Hashing and Signatures in GDP 2018

GDP 2018 is much more reliant in hashing, both to validate PDUs (e.g., signed ACKs) and log records. This version includes hash backlinks between records, query-by-record-hash, and similar security features. Hashing is also important when preparing for a signature (that is, the signature will always be a signature on the hash).

Problem Statement

There are two cases for hashes/signatures: transient and persistent.

  • Transient is for signing commands to demonstrate authenticity. Once verified, the signature can be discarded. This is the relatively easy case since it doesn't matter if the underlying data format changes.

  • Persistent is for signing data. Even if the signature itself is not stored, it is essential that the hash never change. Thus, signing the marshaled protobuf does not work, since any future change to the schema (or even the implementation) breaks the system.

Transient Hashes and Signatures

The easiest way to do this would be to break the PDU into two (or possibly three) parts: a body and a signature over the body. The body would include the command, the request id, the sequence number, the hash of the previous record, and any command-specific payload. The simplest way to do this would be to marshal the body and then hash and sign the serialized data, putting both into another protobuf. However, this would involve considerable data copying (since the first protobuf would have to be copied into the second).

The alternative would be to have each command body have an associated module to hash the contents. This complicates the implementation but avoids extra copies.

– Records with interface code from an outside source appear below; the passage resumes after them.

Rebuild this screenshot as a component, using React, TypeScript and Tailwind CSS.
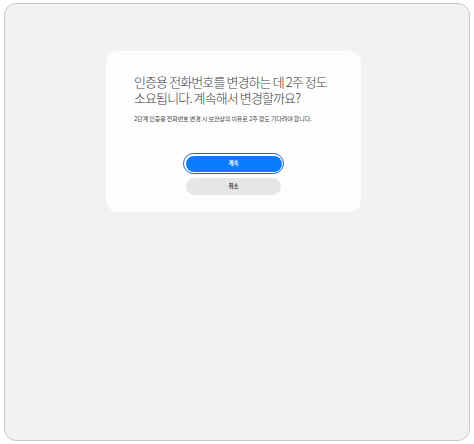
import * as React from 'react';

const font = {fontFamily: '"Noto Sans CJK KR", "Noto Sans", sans-serif'};

export default function App() {
  return (
    <div className="w-[474px] h-[444px] px-[4px] py-[3px] bg-white" style={font}>
      <div className="h-full w-full rounded-[12px] border border-[#c8c8c8] bg-[#f2f2f2] flex flex-col items-center pt-[47px] pr-[7px]">
        <div className="w-[255px] h-[161px] rounded-[12px] bg-[#fdfdfd] pl-[28px] pr-[20px] pt-[23px] flex flex-col">
          <h1 className="flex flex-col whitespace-nowrap text-[13px] tracking-[-0.9px] text-[#3f3f3f] font-light">
            <span className="block h-[16px] leading-[16px]">인증용 전화번호를 변경하는 데 2주 정도</span>
            <span className="block h-[16px] leading-[16px]">소요됩니다. 계속해서 변경할까요?</span>
          </h1>
          <p className="mt-[9px] whitespace-nowrap text-[6px] leading-[8px] text-[#444] tracking-[-0.1px]">
            2단계 인증용 전화번호 변경 시 보안상의 이유로 2주 정도 기다려야 합니다.
          </p>
          <div className="mt-[30px] flex flex-col items-center gap-[4px] pr-[8px]">
            <button className="w-[101px] h-[21px] rounded-full border-[1.5px] border-[#1b5fd6] p-[1.5px] bg-white">
              <span className="flex h-full w-full items-center justify-center rounded-full bg-[#0a7cff] text-[5.5px] font-bold text-white">
                계속
              </span>
            </button>
            <button className="w-[95px] h-[17px] rounded-full bg-[#e6e6e6] text-[5.5px] font-bold text-[#333] flex items-center justify-center">
              취소
            </button>
          </div>
        </div>
      </div>
    </div>
  );
}
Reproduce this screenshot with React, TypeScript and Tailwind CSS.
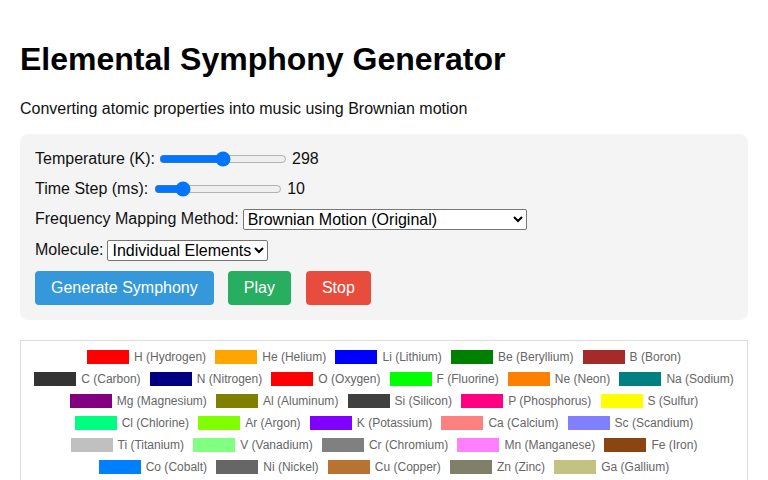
import { useState } from "react";

const elements: { symbol: string; name: string; color: string }[] = [
  { symbol: "H", name: "Hydrogen", color: "#ff0000" },
  { symbol: "He", name: "Helium", color: "#ffa500" },
  { symbol: "Li", name: "Lithium", color: "#0000ff" },
  { symbol: "Be", name: "Beryllium", color: "#008000" },
  { symbol: "B", name: "Boron", color: "#a52a2a" },
  { symbol: "C", name: "Carbon", color: "#333333" },
  { symbol: "N", name: "Nitrogen", color: "#000080" },
  { symbol: "O", name: "Oxygen", color: "#ff0000" },
  { symbol: "F", name: "Fluorine", color: "#00ff00" },
  { symbol: "Ne", name: "Neon", color: "#ff8000" },
  { symbol: "Na", name: "Sodium", color: "#008080" },
  { symbol: "Mg", name: "Magnesium", color: "#800080" },
  { symbol: "Al", name: "Aluminum", color: "#808000" },
  { symbol: "Si", name: "Silicon", color: "#404040" },
  { symbol: "P", name: "Phosphorus", color: "#ff0080" },
  { symbol: "S", name: "Sulfur", color: "#ffff00" },
  { symbol: "Cl", name: "Chlorine", color: "#00ff80" },
  { symbol: "Ar", name: "Argon", color: "#80ff00" },
  { symbol: "K", name: "Potassium", color: "#8000ff" },
  { symbol: "Ca", name: "Calcium", color: "#ff8080" },
  { symbol: "Sc", name: "Scandium", color: "#8080ff" },
  { symbol: "Ti", name: "Titanium", color: "#c0c0c0" },
  { symbol: "V", name: "Vanadium", color: "#80ff80" },
  { symbol: "Cr", name: "Chromium", color: "#808080" },
  { symbol: "Mn", name: "Manganese", color: "#ff80ff" },
  { symbol: "Fe", name: "Iron", color: "#8b4513" },
  { symbol: "Co", name: "Cobalt", color: "#0080ff" },
  { symbol: "Ni", name: "Nickel", color: "#666666" },
  { symbol: "Cu", name: "Copper", color: "#b87333" },
  { symbol: "Zn", name: "Zinc", color: "#7f7f6a" },
  { symbol: "Ga", name: "Gallium", color: "#c2c282" },
];

export default function App() {
  const [temp, setTemp] = useState(298);
  const [step, setStep] = useState(10);

  return (
    <div className="p-[20px] font-['Liberation_Sans',Arial,sans-serif] leading-[normal] text-[#111] text-[16px] bg-white">
      <h1 className="text-[32px] font-bold my-[21.44px] text-black">Elemental Symphony Generator</h1>
      <p className="mb-4">Converting atomic properties into music using Brownian motion</p>

      {/* Controls */}
      <div className="bg-[#f4f4f4] rounded-lg p-[15px] mb-[20px]">
        <div className="flex items-center h-[20px] mb-[10px]">
          <label>Temperature (K):</label>
          <input
            type="range"
            min={0}
            max={600}
            value={temp}
            onChange={(e) => setTemp(Number(e.target.value))}
            className="ml-[4px] mr-[1px] w-[128px]"
          />
          <span className="ml-[4px]">{temp}</span>
        </div>
        <div className="flex items-center h-[20px] mb-[10px]">
          <label>Time Step (ms):</label>
          <input
            type="range"
            min={1}
            max={50}
            value={step}
            onChange={(e) => setStep(Number(e.target.value))}
            className="ml-[6px] mr-[1px] w-[128px]"
          />
          <span className="ml-[4px]">{step}</span>
        </div>
        <div className="flex items-center h-[21px] mb-[10px]">
          <label>Frequency Mapping Method:</label>
          <select className="ml-[4px] w-[284px] h-[21px] border border-[#767676] bg-white rounded-[2px] text-black">
            <option>Brownian Motion (Original)</option>
            <option>Atomic Mass</option>
            <option>Electronegativity</option>
          </select>
        </div>
        <div className="flex items-center h-[21px] mb-[10px]">
          <label>Molecule:</label>
          <select className="ml-[4px] w-[161px] h-[21px] border border-[#767676] bg-white rounded-[2px] text-black">
            <option>Individual Elements</option>
            <option>Water (H2O)</option>
            <option>Methane (CH4)</option>
          </select>
        </div>
        <div className="flex">
          <button className="mr-[14px] px-4 h-[34px] rounded bg-[#3498db] text-white">Generate Symphony</button>
          <button className="mr-[15px] px-4 h-[34px] rounded bg-[#27ae60] text-white">Play</button>
          <button className="px-4 h-[34px] rounded bg-[#e74c3c] text-white">Stop</button>
        </div>
      </div>

      {/* Legend */}
      <div className="border border-[#dddddd] px-[5px] pt-[5px] pb-[10px] flex flex-wrap justify-center">
        {elements.map((el) => (
          <div key={el.symbol} className="flex items-center h-[22px] mx-[4.6px]">
            <span className="w-[42px] h-[14px] mr-[5px]" style={{ backgroundColor: el.color }} />
            <span className="text-[12px] text-[#666]">
              {el.symbol} ({el.name})
            </span>
          </div>
        ))}
      </div>
    </div>
  );
}
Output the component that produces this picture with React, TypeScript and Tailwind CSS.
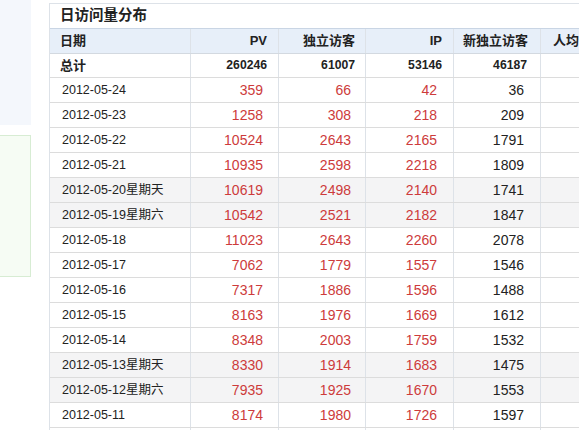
import React from "react";

type Row = { d: string; pv: string; uv: string; ip: string; nu: string; wk?: boolean };

const rows: Row[] = [
  { d: "2012-05-24", pv: "359", uv: "66", ip: "42", nu: "36" },
  { d: "2012-05-23", pv: "1258", uv: "308", ip: "218", nu: "209" },
  { d: "2012-05-22", pv: "10524", uv: "2643", ip: "2165", nu: "1791" },
  { d: "2012-05-21", pv: "10935", uv: "2598", ip: "2218", nu: "1809" },
  { d: "2012-05-20星期天", pv: "10619", uv: "2498", ip: "2140", nu: "1741", wk: true },
  { d: "2012-05-19星期六", pv: "10542", uv: "2521", ip: "2182", nu: "1847", wk: true },
  { d: "2012-05-18", pv: "11023", uv: "2643", ip: "2260", nu: "2078" },
  { d: "2012-05-17", pv: "7062", uv: "1779", ip: "1557", nu: "1546" },
  { d: "2012-05-16", pv: "7317", uv: "1886", ip: "1596", nu: "1488" },
  { d: "2012-05-15", pv: "8163", uv: "1976", ip: "1669", nu: "1612" },
  { d: "2012-05-14", pv: "8348", uv: "2003", ip: "1759", nu: "1532" },
  { d: "2012-05-13星期天", pv: "8330", uv: "1914", ip: "1683", nu: "1475", wk: true },
  { d: "2012-05-12星期六", pv: "7935", uv: "1925", ip: "1670", nu: "1553", wk: true },
  { d: "2012-05-11", pv: "8174", uv: "1980", ip: "1726", nu: "1597" },
];

const font = { fontFamily: '"Liberation Sans", Arial, "Noto Sans CJK SC", sans-serif' };

const cell = "border-r border-[#dde2e8] flex items-center";
const widths = ["w-[141px]", "w-[88px]", "w-[87px]", "w-[88px]", "w-[87px]", "w-[102px]"];

export default function App() {
  return (
    <div className="w-[579px] h-[430px] overflow-hidden bg-white relative" style={font}>
      <div className="flex">
        {/* left sidebar */}
        <div className="w-[31px] shrink-0 flex flex-col">
          <div className="h-[125px] bg-[#f4f7fc]" />
          <div className="h-[10px]" />
          <div className="h-[142px] bg-[#f6fcf4] border border-l-0 border-[#d7ecd3]" />
        </div>
        <div className="w-[18px] shrink-0" />
        {/* table */}
        <div className="mt-[3px] w-[700px] shrink-0 border-l border-t border-[#dde2e8]">
          <div className="h-[25px] flex items-center pl-[10px] border-b border-[#c9d5e4] bg-white text-[14.5px] font-bold text-[#222]">
            日访问量分布
          </div>
          {/* header */}
          <div className="h-[25px] flex bg-[#e7eff9] border-b border-[#d3d9e0] text-[13px] font-bold text-[#222]">
            <div className={`${widths[0]} ${cell} pl-[10px]`}>日期</div>
            <div className={`${widths[1]} ${cell} justify-end pr-[11px]`}>PV</div>
            <div className={`${widths[2]} ${cell} justify-end pr-[10px]`}>独立访客</div>
            <div className={`${widths[3]} ${cell} justify-end pr-[11px]`}>IP</div>
            <div className={`${widths[4]} ${cell} justify-end pr-[12px]`}>新独立访客</div>
            <div className={`${widths[5]} ${cell} justify-end pr-[11px]`}>人均访问页数</div>
          </div>
          {/* total */}
          <div className="h-[24px] flex border-b border-[#dcdcdc] text-[12.2px] font-bold text-[#222]">
            <div className={`${widths[0]} ${cell} pl-[10px] text-[13px]`}>总计</div>
            <div className={`${widths[1]} ${cell} justify-end pr-[11px]`}>260246</div>
            <div className={`${widths[2]} ${cell} justify-end pr-[10px]`}>61007</div>
            <div className={`${widths[3]} ${cell} justify-end pr-[11px]`}>53146</div>
            <div className={`${widths[4]} ${cell} justify-end pr-[13px]`}>46187</div>
            <div className={`${widths[5]} ${cell}`} />
          </div>
          {rows.map((r) => (
            <div
              key={r.d}
              className={`h-[25px] flex border-b border-[#dcdcdc] ${r.wk ? "bg-[#f4f4f5]" : "bg-white"}`}
            >
              <div className={`${widths[0]} ${cell} pl-[12px] text-[12.5px] text-[#222]`}>{r.d}</div>
              <div className={`${widths[1]} ${cell} justify-end pr-[15px] text-[14px] text-[#cd3b3b]`}>{r.pv}</div>
              <div className={`${widths[2]} ${cell} justify-end pr-[14px] text-[14px] text-[#cd3b3b]`}>{r.uv}</div>
              <div className={`${widths[3]} ${cell} justify-end pr-[16px] text-[14px] text-[#cd3b3b]`}>{r.ip}</div>
              <div className={`${widths[4]} ${cell} justify-end pr-[16px] text-[14px] text-[#222]`}>{r.nu}</div>
              <div className={`${widths[5]} ${cell}`} />
            </div>
          ))}
          <div className="h-[25px] flex">
            {widths.map((w) => (
              <div key={w} className={`${w} ${cell}`} />
            ))}
          </div>
        </div>
      </div>
    </div>
  );
}
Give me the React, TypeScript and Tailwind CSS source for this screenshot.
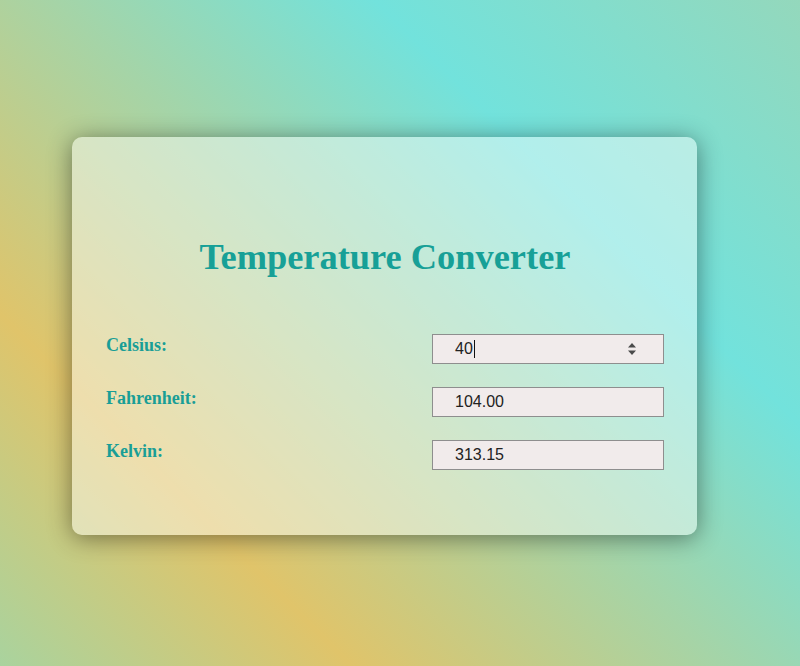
import React from 'react';

const serif = 'font-["Liberation_Serif","Times_New_Roman",serif]';

const Field = ({ label, value, spinner }: { label: string; value: string; spinner?: boolean }) => (
  <div className="flex items-start justify-between">
    <label className={`${serif} mt-[-2px] text-[18px] font-bold text-[#199e96]`}>{label}</label>
    <div className="flex h-[30px] w-[232px] items-center border border-[#8e8e8e] bg-[#f1ebeb] pl-[22px] pr-[26px] font-['Liberation_Sans',Arial,sans-serif] text-[16px] text-[#222]">
      <span>{value}</span>
      {spinner && (
        <>
          <span className="ml-[1px] h-[18px] w-px bg-[#111]" />
          <svg className="ml-auto" width="10" height="14" viewBox="0 0 10 14">
            <path d="M5 1 L9 5.5 H1 Z" fill="#4a4a4a" />
            <path d="M5 13 L9 8.5 H1 Z" fill="#4a4a4a" />
          </svg>
        </>
      )}
    </div>
  </div>
);

export default function App() {
  return (
    <div className="flex h-[666px] w-full items-start bg-[linear-gradient(45deg,#a9d39e_0%,#e0c46a_24%,#72e2dc_71%,#94d8bc_100%)] pl-[72px] pt-[137px]">
      <div className="flex h-[398px] w-[625px] flex-col rounded-[10px] bg-white/45 pl-[34px] pr-[33px] pt-[100px] shadow-[0_3px_24px_rgba(0,0,0,0.45)]">
        <h1 className={`${serif} text-center text-[36.4px] font-bold leading-[41px] text-[#17a097]`}>
          Temperature Converter
        </h1>
        <div className="mt-[56px] flex flex-col gap-[23px]">
          <Field label="Celsius:" value="40" spinner />
          <Field label="Fahrenheit:" value="104.00" />
          <Field label="Kelvin:" value="313.15" />
        </div>
      </div>
    </div>
  );
}
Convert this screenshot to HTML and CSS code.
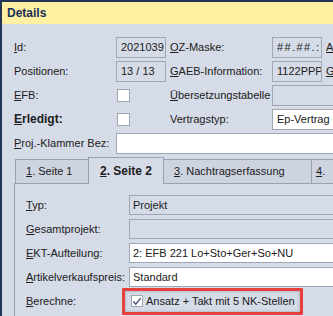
FILE: index.html
```html
<!DOCTYPE html>
<html lang="de">
<head>
    <meta charset="UTF-8">
    <title>Details</title>
    <link rel="stylesheet" href="styles.css">
</head>
<body>
    <div class="window">
        <div class="caption">Details</div>

        <div class="head-grid">
            <div class="lbl"><u>I</u>d:</div>
            <div class="field ro">2021039</div>
            <div class="lbl"><u>O</u>Z-Maske:</div>
            <div class="field ro spaced">##.##.:</div>
            <div class="lbl"><u>A</u></div>

            <div class="lbl">Positionen:</div>
            <div class="field ro">13 / 13</div>
            <div class="lbl"><u>G</u>AEB-Information:</div>
            <div class="field ro">1122PPP</div>
            <div class="lbl"><u>G</u></div>

            <div class="lbl"><u>E</u>FB:</div>
            <div class="cell"><span class="check"></span></div>
            <div class="lbl"><u>Ü</u>bersetzungstabelle</div>
            <div class="field ro wide"></div>

            <div class="lbl bold"><u>E</u>rledigt:</div>
            <div class="cell"><span class="check"></span></div>
            <div class="lbl">Vertragstyp:</div>
            <div class="field wide">Ep-Vertrag</div>

            <div class="lbl"><u>P</u>roj.-Klammer Bez:</div>
            <div class="field full"></div>
        </div>

        <div class="tabset">
            <div class="tabs">
                <div class="tab tab-1"><u>1</u>. Seite 1</div>
                <div class="tab tab-2 active"><u>2</u>. Seite 2</div>
                <div class="tab tab-3"><u>3</u>. Nachtragserfassung</div>
                <div class="tab tab-4"><u>4</u>.</div>
            </div>

            <div class="panel">
                <div class="lbl"><u>T</u>yp:</div>
                <div class="field ro">Projekt</div>

                <div class="lbl"><u>G</u>esamtprojekt:</div>
                <div class="field ro"></div>

                <div class="lbl"><u>E</u>KT-Aufteilung:</div>
                <div class="field">2: EFB 221 Lo+Sto+Ger+So+NU</div>

                <div class="lbl"><u>A</u>rtikelverkaufspreis:</div>
                <div class="field">Standard</div>

                <div class="lbl"><u>B</u>erechne:</div>
                <div class="cell">
                    <div class="mark">
                        <span class="check">
                            <svg width="11" height="11" viewBox="0 0 11 11">
                                <polyline points="1.5,5.5 4.2,8.5 9.5,1.8" fill="none" stroke="#46577a" stroke-width="1.6"/>
                            </svg>
                        </span>
                        <span>Ansatz + Takt mit 5 NK-Stellen</span>
                    </div>
                </div>
            </div>
        </div>
    </div>
</body>
</html>
```

FILE: styles.css
```css
* {
    margin: 0;
    padding: 0;
    box-sizing: border-box;
}

html, body {
    overflow: hidden;
}

body {
    background-color: #d5dbe7;
    font-family: "Liberation Sans", Arial, sans-serif;
    font-size: 11px;
    color: #202020;
}

.window {
    width: 440px;
    height: 316px;
    border-top: 2px solid #243655;
    border-left: 2px solid #243655;
}

.caption {
    height: 22px;
    line-height: 22px;
    padding-left: 5px;
    background: #ffefa1;
    color: #16305a;
    font-size: 12px;
    font-weight: bold;
}

.head-grid {
    display: grid;
    grid-template-columns: 102px 54px 102px 54px 1fr;
    grid-auto-rows: 24px;
    margin: 11px 0 0 12px;
    align-items: center;
}

.lbl {
    white-space: nowrap;
}

.bold {
    font-weight: bold;
    font-size: 12px;
}

.cell {
    display: flex;
    align-items: center;
}

.field {
    height: 21px;
    line-height: 19px;
    padding: 0 4px;
    border: 1px solid #9fa7b4;
    background: #fff;
    white-space: nowrap;
    overflow: hidden;
}

.field.spaced {
    letter-spacing: 1.4px;
}

.head-grid .field {
    width: 50px;
}

.head-grid .field.wide {
    grid-column: 4 / 6;
    width: auto;
}

.head-grid .field.full {
    grid-column: 2 / 6;
    width: auto;
}

.field.ro {
    background: #d5dbe7;
}

.check {
    display: flex;
    align-items: center;
    justify-content: center;
    width: 13px;
    height: 13px;
    margin-left: 1px;
    background: #fff;
    border: 1px solid #9fa7b4;
}

.tabset {
    margin: 2px 0 0 12px;
}

.tabs {
    display: flex;
    align-items: flex-end;
    height: 27px;
    padding-left: 1px;
    border-bottom: 1px solid #9aa2b0;
}

.tab {
    height: 24px;
    line-height: 23px;
    padding-left: 10px;
    margin-left: -1px;
    border: 1px solid #9aa2b0;
    border-bottom: none;
    background: #cdd4e0;
    white-space: nowrap;
}

.tab-1 {
    margin-left: 0;
    width: 74px;
}

.tab-2 {
    width: 76px;
    padding-left: 11px;
}

.tab-3 {
    width: 149px;
}

.tab-4 {
    width: 60px;
    padding-left: 4px;
}

.tab.active {
    height: 27px;
    line-height: 27px;
    margin-bottom: -1px;
    background: #d5dbe7;
    font-weight: bold;
    font-size: 12px;
    position: relative;
}

.panel {
    display: grid;
    grid-template-columns: 103px 1fr;
    grid-auto-rows: 24px;
    align-items: center;
    padding: 9px 0 0 11px;
    height: 140px;
    border-left: 1px solid #9aa2b0;
}

.panel .field {
    height: 20px;
    line-height: 18px;
    padding: 0 3px;
}

.mark {
    display: flex;
    align-items: center;
    gap: 3px;
    width: 181px;
    height: 27px;
    margin-left: -7px;
    padding-left: 6px;
    border: 3px solid #e8403d;
    border-radius: 1px;
    box-shadow: inset 0 0 3px rgba(110, 120, 140, 0.6);
}

.mark .check {
    margin-left: 0;
    width: 12px;
    height: 12px;
}
```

Persistent Hashes and Signatures

These apply only to payloads containing persistent data. At this time, those commands would be for the APPEND command and the ACK_CONTENT response. Also note that the command must not be included in the hash since APPENDs and ACK_CONTENTs are different commands.

It seems like the easiest thing to do is to run the hash over:

  • The (nominal) record number, in some specified byte order.
  • The timestamp in some defined format.
  • The hash of the previous record.
  • The opaque data payload.

This is analogous to the database schema:

    CREATE TABLE log_entry (
       hash BLOB(32) PRIMARY KEY,
       recno INTEGER,
       timestamp INTEGER,
       prevhash BLOB(32),
       value BLOB,
       sig BLOB);
    CREATE INDEX recno_index
       ON log_entry(recno);
    CREATE INDEX timestamp_index
       ON log_entry(timestamp);;

Note that it is not feasible to just run the signature over the entire Layer 5 PDU after converting the command to a fixed value, since it also includes the request identifier (rid) and sequence number (seqid) which are themselves transient.

Future Issues

This discussion does not provide for future Nitesh-style proofs. That's probably OK for this purpose. It might be made slightly more extensible if the metadata for each persistent record included the version number of the hash (that is, a version number that would indicate what the hash was taken over, not the version number of the hash function itself).